Pelanggaran juga bisa terjadi terhadap porsi yang diperbolehkan, lalu melakukannya dengan porsi yang lebih banyak, seperti memandang wanita yang hendak dilamar, kesaksian, mu'amalah, berobat dan lain-lainnya.

6. KEKEJIAN DAN KEMUNGKARAN

Kekejian merupakan sifat dari sesuatu yang disifati, yang artinya perbuatan atau sesuatu yang keji, yang keburukannya jelas tampak dihadapan siapa pun dan tidak bisa dipungkiri siapa pun yang pikirannya masih waras. Maka terkadang kekejian ini juga ditafsiri dengan perbuatan zina dan homoseks. Allah menyebutnya fahisyah, karena keburukannya yang tidak mungkin dicegah. Namun perkataan yang buruk juga bisa disebut kekejian, yaitu perkataan yang jelas tampak keburukannya, seperti umpatan, tuduhan atau yang sejenisnya.

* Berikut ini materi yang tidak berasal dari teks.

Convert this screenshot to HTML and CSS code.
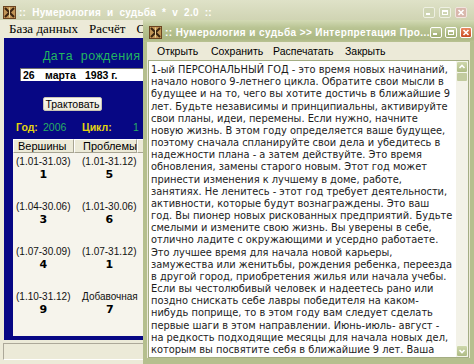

Sedangkan kemungkaran juga merupakan sifat dari sesuatu yang disifati, atau perbuatan yang mungkar. Artinya perbuatan yang diingkari akal dan fitrah. Penisbatan kemungkaran ke akal seperti penisbatan bau busuk yang sampai ke indera penciuman, pemandangan buruk yang sampai ke indera penglihatan, makanan tidak enak yang sampai ke indera rasa, suara sumbang yang sampai ke indera pendengaran. Tentu saja akal dan fitrah akan menolaknya, karena itu merupakan kekejian, seperti penolakan setiap indera ini. Yang mungkar menurut akal ialah sesuatu yang tidak dikenalinya dan tidak bisa diterima. Sedangkan keburukan yang dibenci dan dihindari adalah kekejian. Karena itu Ibnu Abbas berkata, "Kekejian adalah zina dan kemungkaran adalah sesuatu yang tidak dikenal dalam syariat dan As-Sunnah."

7. MENGADA-ADAKAN TERHADAP ALLAH TANPA DILANDASI ILMU

Mengatakan terhadap Allah tanpa dilandasi ilmu merupakan perbuatan haram yang paling haram dan paling besar dosanya. Maka hal ini disebutkan pada tingkatan keempat dari perkara-perkara yang diharamkan, yang pengharamannya telah disepakati berbagai syariat dan agama, dalam keadaan bagaimana pun tidak diperbolehkan dan apapun bentuknya tetap haram, tidak seperti bangkai, darah dan daging babi, yang dalam kondisi tertentu masih diperbolehkan.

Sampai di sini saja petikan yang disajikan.